X[C] = 1 / (2 * pi * f * C) ==> C = 1 / (2 * pi * f * X[C]) = 1 / (2 * pi * 1kHz * (300ohms * 0.01)) = 53µF

Let's model it in SPICE:

• Waveform slightly raggedy (but it works)
• 0-22mA (right about what we calculated)
• 3.3-9.8V (also what we expected)
• 3kHz (oops.)

Let's come up with an intuitive model for us technicians that's not so rigorous that we can both remember and at least partially analyze easily:

• (1) Measure actual frequency (SPICE is NOT reality, but this circuit is trivial): 2924kHz (3.42±.02e-4sec) or 4.28e-5 sec delay per RC section.
• (2) We know frequency is inversely proportional to both R and C from the original equation. The RC time constant is perfect for our needs.
• (3) 1 RC time constant = (2kohms)(032e-6µF) = 6.4e-5sec.
• (4) The ratio between the RC time constant and the empirical delay for one RC stage = 1.495.

Test the model:

• (5) Change all the schematic values at bit, randomly.
• (6) Calculate RC time constant =3kohms * .02e-6µF = 6e-5sec.
• (7) Value for actual delay of one stage would be 6e-5sec / 1.5 = 4e-5 sec.
• (8) Four stages (180°) of delay = 4e-5 * 4 = 1.6e-4 sec.
• (9) For a full cycle (360°) of delay = 1.6e-4 * 2 = 3.2e-4sec.
• (10) For 6 cycles = 1.92e-3.
• (11) Run simulation. SPICE empirically shows 1.91±.02e-3. So that seems to work.

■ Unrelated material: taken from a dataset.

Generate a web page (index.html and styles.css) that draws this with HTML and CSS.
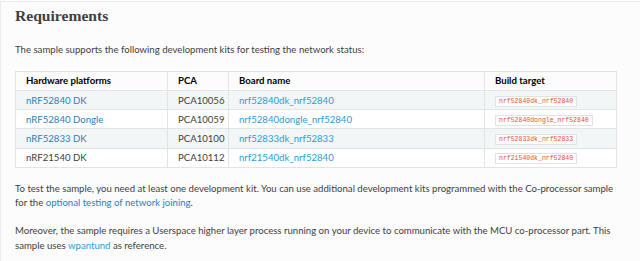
FILE: index.html
```html
<!DOCTYPE html>
<html>
<head>
<meta charset="utf-8">
<link rel="stylesheet" href="styles.css">
</head>
<body>
<div class="page">
  <h2 class="title">Requirements</h2>
  <p class="para">The sample supports the following development kits for testing the network status:</p>
  <table class="kits">
    <colgroup>
      <col class="c1"><col class="c2"><col class="c3"><col class="c4">
    </colgroup>
    <thead>
      <tr><th>Hardware platforms</th><th>PCA</th><th>Board name</th><th>Build target</th></tr>
    </thead>
    <tbody>
      <tr class="odd"><td><a class="hw">nRF52840 DK</a></td><td>PCA10056</td><td><a class="board">nrf52840dk_nrf52840</a></td><td><code class="tgt">nrf52840dk_nrf52840</code></td></tr>
      <tr><td><a class="hw">nRF52840 Dongle</a></td><td>PCA10059</td><td><a class="board">nrf52840dongle_nrf52840</a></td><td><code class="tgt">nrf52840dongle_nrf52840</code></td></tr>
      <tr class="odd"><td><a class="hw">nRF52833 DK</a></td><td>PCA10100</td><td><a class="board">nrf52833dk_nrf52833</a></td><td><code class="tgt">nrf52833dk_nrf52833</code></td></tr>
      <tr><td>nRF21540 DK</td><td>PCA10112</td><td><a class="board">nrf21540dk_nrf52840</a></td><td><code class="tgt">nrf21540dk_nrf52840</code></td></tr>
    </tbody>
  </table>
  <p class="para">To test the sample, you need at least one development kit. You can use additional development kits programmed with the Co-processor sample for the <a class="hw">optional testing of network joining</a>.</p>
  <p class="para">Moreover, the sample requires a Userspace higher layer process running on your device to communicate with the MCU co-processor part. This sample uses <a class="board">wpantund</a> as reference.</p>
</div>
</body>
</html>
```
FILE: styles.css
```css
html, body {
  margin: 0;
  padding: 0;
  background: #fcfcfc;
}
body {
  width: 640px;
  height: 261px;
  overflow: hidden;
}
.page {
  box-sizing: border-box;
  height: 261px;
  margin-top: 1px;
  border-top: 1px solid #ececec;
  border-left: 1px solid #ececec;
  padding: 5px 0 0 14px;
  font-family: Lato, "Liberation Sans", sans-serif;
  font-size: 9.6px;
  line-height: 14.6px;
  color: #404040;
}
.title {
  margin: 0 0 18px 0;
  font-family: "Liberation Serif", serif;
  font-weight: bold;
  font-size: 15.6px;
  line-height: 18px;
  color: #404040;
}
.para {
  margin: 0 0 13.4px 0;
  width: 605px;
}
.kits {
  width: 601px;
  table-layout: fixed;
  border-collapse: collapse;
  border: 1px solid #e1e4e5;
  margin-bottom: 14px;
}
.c1 { width: 152px; }
.c2 { width: 61px; }
.c3 { width: 256px; }
.c4 { width: 132px; }
.kits th, .kits td {
  text-align: left;
  padding: 2.5px 10px 2.6px 10px;
  line-height: 13px;
  border-bottom: 1px solid #e1e4e5;
  border-left: 1px solid #e1e4e5;
  white-space: nowrap;
  overflow: hidden;
}
.kits th {
  font-weight: bold;
  color: #000;
  background: #fcfcfc;
}
.kits td {
  background: #fff;
}
.kits tr.odd td {
  background: #f3f6f6;
}
.hw {
  color: #2980b9;
  text-decoration: none;
}
.board {
  color: #2c9bd6;
  text-decoration: none;
}
.tgt {
  display: inline-block;
  font-family: "Liberation Mono", monospace;
  font-size: 6.5px;
  line-height: 9px;
  color: #e74c3c;
  background: #fff;
  border: 1px solid #e1e4e5;
  padding: 0 3px;
  vertical-align: middle;
}
```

This model would be a lot cooler if we could match it up to the phasors as the 1.50 fudge-factor is only good for a four-stage RC, but I really dislike fudge factors--they are hard to remember, prone to breakage, and a reminder that one is being lazy and not finding out what's up--but I would probably use this model to design such a circuit, since I find it of greater practical utility at this moment than the presumeably rigorous formula. As a technician, such an approach would likely work just fine. If the application was more rigorous, the engineer you worked for would doubtless scratch his head for a moment, smile, and proceed to sketch on his whiteboard just where that fudge-factor connected to the rigorous models, as much for his amusement as for your erudition.